> WHAT YOU NEED TO DO: Extract each line where the string "that" shows up.

> INFORMATION PROVIDED:
-- Start --

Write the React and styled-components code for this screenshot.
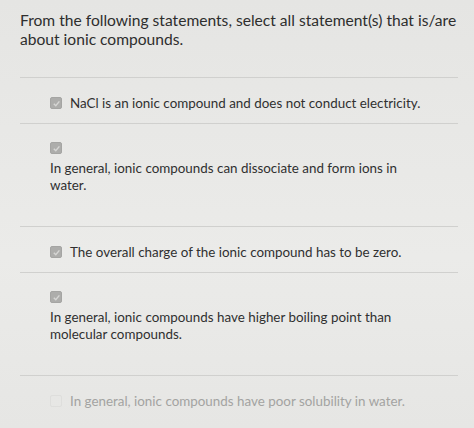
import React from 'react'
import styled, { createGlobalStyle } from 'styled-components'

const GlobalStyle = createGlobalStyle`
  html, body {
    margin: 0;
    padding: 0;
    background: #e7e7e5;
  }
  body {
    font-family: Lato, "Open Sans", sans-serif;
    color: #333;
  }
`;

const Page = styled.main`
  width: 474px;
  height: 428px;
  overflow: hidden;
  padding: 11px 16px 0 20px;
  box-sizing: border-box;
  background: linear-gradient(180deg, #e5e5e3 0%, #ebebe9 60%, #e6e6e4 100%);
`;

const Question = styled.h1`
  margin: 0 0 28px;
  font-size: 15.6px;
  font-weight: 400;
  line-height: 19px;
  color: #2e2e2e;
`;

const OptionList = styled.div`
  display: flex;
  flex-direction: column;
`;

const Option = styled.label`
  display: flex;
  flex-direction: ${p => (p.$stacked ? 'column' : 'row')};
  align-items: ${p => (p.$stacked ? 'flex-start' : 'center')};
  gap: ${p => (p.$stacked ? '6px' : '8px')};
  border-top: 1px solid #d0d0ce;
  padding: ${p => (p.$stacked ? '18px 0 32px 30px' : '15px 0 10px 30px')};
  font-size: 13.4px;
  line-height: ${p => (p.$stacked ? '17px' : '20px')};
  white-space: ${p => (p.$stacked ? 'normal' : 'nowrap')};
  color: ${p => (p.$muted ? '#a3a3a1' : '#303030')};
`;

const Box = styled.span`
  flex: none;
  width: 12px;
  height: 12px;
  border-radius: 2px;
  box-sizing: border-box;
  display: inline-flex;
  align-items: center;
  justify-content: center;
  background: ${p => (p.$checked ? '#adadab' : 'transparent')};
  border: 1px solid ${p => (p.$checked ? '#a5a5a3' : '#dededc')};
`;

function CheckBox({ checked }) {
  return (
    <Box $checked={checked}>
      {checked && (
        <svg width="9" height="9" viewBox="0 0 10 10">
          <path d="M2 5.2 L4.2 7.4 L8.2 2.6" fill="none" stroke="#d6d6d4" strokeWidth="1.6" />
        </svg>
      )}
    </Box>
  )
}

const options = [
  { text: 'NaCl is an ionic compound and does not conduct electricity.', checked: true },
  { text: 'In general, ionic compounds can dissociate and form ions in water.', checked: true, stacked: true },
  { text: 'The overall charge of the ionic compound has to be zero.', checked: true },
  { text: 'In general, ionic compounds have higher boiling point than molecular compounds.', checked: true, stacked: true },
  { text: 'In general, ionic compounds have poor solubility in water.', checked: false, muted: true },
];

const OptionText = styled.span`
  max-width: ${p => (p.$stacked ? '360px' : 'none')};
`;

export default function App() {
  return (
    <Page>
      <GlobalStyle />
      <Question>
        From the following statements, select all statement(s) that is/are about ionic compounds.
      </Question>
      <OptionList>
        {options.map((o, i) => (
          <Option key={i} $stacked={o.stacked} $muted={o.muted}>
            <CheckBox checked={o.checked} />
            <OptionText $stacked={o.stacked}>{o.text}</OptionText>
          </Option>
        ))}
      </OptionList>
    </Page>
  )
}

-- End --
-- Start --

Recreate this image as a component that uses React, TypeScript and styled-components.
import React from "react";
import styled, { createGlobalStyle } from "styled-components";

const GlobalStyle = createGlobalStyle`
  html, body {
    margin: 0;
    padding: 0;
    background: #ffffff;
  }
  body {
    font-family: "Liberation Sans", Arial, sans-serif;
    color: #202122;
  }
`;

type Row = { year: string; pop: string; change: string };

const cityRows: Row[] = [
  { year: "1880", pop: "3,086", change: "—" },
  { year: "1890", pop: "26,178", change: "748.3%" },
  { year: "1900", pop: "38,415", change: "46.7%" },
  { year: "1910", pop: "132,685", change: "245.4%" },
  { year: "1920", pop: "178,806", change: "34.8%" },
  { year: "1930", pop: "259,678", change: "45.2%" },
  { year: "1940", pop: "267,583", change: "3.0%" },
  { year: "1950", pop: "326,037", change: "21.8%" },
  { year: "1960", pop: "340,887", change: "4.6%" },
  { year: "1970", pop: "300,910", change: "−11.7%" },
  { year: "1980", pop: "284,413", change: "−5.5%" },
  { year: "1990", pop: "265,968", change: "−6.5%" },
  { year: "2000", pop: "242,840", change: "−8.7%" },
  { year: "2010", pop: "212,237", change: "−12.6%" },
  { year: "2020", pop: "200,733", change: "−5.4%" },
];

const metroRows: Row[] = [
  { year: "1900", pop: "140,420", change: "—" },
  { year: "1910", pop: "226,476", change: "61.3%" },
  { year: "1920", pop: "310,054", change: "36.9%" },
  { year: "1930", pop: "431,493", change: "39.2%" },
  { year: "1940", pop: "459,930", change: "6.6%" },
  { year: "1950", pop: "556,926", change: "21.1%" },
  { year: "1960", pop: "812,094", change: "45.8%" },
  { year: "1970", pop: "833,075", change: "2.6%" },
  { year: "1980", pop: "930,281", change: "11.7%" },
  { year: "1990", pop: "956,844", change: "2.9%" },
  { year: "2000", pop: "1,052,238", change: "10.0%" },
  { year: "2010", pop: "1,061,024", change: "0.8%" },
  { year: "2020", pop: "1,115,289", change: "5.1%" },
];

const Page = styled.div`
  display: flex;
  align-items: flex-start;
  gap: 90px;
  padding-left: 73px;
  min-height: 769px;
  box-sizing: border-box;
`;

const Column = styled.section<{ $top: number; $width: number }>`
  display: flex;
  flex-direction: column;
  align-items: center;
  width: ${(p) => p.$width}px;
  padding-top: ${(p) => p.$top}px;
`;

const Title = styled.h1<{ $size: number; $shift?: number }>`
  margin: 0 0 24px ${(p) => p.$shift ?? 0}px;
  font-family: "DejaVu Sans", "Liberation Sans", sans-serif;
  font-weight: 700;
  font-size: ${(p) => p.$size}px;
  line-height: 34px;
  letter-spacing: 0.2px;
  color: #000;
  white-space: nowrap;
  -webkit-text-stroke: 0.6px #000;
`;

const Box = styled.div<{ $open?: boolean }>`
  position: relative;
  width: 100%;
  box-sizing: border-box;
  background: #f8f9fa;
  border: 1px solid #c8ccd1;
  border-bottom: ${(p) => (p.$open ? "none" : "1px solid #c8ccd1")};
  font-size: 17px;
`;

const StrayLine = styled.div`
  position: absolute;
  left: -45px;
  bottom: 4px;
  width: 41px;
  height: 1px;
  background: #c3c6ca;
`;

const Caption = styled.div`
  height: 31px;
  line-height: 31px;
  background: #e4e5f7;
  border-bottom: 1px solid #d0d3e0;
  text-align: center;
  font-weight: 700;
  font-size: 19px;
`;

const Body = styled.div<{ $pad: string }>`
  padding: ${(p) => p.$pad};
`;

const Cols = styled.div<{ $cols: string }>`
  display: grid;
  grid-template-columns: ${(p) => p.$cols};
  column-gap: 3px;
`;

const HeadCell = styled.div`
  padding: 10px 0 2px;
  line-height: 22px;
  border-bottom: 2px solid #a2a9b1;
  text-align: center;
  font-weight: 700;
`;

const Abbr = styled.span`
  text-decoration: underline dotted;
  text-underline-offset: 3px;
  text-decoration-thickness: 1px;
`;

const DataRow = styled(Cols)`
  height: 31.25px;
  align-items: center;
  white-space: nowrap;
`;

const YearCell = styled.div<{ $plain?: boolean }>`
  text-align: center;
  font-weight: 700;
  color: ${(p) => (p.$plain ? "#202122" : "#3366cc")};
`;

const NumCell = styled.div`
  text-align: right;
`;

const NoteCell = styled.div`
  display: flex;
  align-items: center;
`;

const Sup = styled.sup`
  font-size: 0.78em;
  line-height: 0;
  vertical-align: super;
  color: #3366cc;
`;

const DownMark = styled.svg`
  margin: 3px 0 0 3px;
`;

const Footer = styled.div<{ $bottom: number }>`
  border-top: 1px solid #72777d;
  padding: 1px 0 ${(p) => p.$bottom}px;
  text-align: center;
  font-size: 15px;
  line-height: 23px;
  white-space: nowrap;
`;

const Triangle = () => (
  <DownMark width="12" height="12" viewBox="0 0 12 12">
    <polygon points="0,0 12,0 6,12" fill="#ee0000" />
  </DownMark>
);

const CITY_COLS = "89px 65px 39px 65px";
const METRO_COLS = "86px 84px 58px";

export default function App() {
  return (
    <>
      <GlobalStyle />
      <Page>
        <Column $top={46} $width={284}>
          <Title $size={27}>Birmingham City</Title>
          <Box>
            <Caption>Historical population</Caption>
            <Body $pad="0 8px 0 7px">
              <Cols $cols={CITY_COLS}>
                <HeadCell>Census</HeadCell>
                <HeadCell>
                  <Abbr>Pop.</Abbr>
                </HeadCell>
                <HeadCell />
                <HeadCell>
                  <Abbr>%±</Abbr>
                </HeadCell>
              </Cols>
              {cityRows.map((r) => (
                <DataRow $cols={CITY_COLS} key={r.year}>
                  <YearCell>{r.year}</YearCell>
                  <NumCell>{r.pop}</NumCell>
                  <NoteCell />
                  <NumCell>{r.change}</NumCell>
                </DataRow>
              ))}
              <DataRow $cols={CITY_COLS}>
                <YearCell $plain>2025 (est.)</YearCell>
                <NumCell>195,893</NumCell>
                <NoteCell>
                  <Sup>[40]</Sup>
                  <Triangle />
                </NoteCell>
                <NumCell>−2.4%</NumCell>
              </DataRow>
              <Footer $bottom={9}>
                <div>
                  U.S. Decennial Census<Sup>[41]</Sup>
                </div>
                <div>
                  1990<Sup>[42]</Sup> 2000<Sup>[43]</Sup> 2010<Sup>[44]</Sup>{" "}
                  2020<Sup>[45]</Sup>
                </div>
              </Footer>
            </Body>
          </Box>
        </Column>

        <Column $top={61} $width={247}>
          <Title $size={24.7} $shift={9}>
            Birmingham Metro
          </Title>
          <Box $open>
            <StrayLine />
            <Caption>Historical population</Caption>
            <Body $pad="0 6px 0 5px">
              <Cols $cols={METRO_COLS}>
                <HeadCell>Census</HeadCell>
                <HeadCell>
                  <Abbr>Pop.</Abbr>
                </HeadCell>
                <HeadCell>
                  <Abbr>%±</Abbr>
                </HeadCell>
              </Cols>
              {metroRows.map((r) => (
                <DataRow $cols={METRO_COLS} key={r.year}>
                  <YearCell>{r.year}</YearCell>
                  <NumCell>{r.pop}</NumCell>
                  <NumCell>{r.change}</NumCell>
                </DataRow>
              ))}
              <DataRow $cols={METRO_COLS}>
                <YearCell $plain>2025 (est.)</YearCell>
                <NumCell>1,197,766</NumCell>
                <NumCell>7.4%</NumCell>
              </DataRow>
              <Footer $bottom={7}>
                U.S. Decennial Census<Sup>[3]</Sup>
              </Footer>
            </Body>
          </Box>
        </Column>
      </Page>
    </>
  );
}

-- End --
-- Start --

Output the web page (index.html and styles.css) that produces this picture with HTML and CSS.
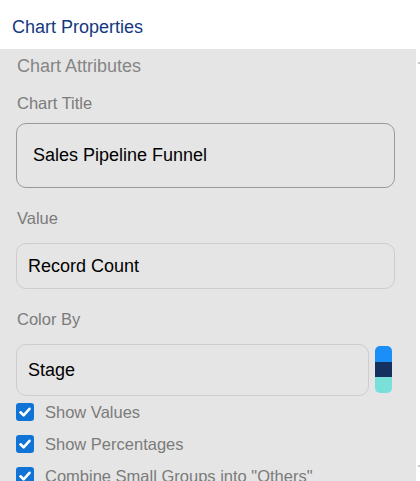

-- End --

> REPLY TO THE TASK:
        From the following statements, select all statement(s) that is/are about ionic compounds.
Recreate this image as a component that uses React, TypeScript and styled-components.
Output the web page (index.html and styles.css) that produces this picture with HTML and CSS.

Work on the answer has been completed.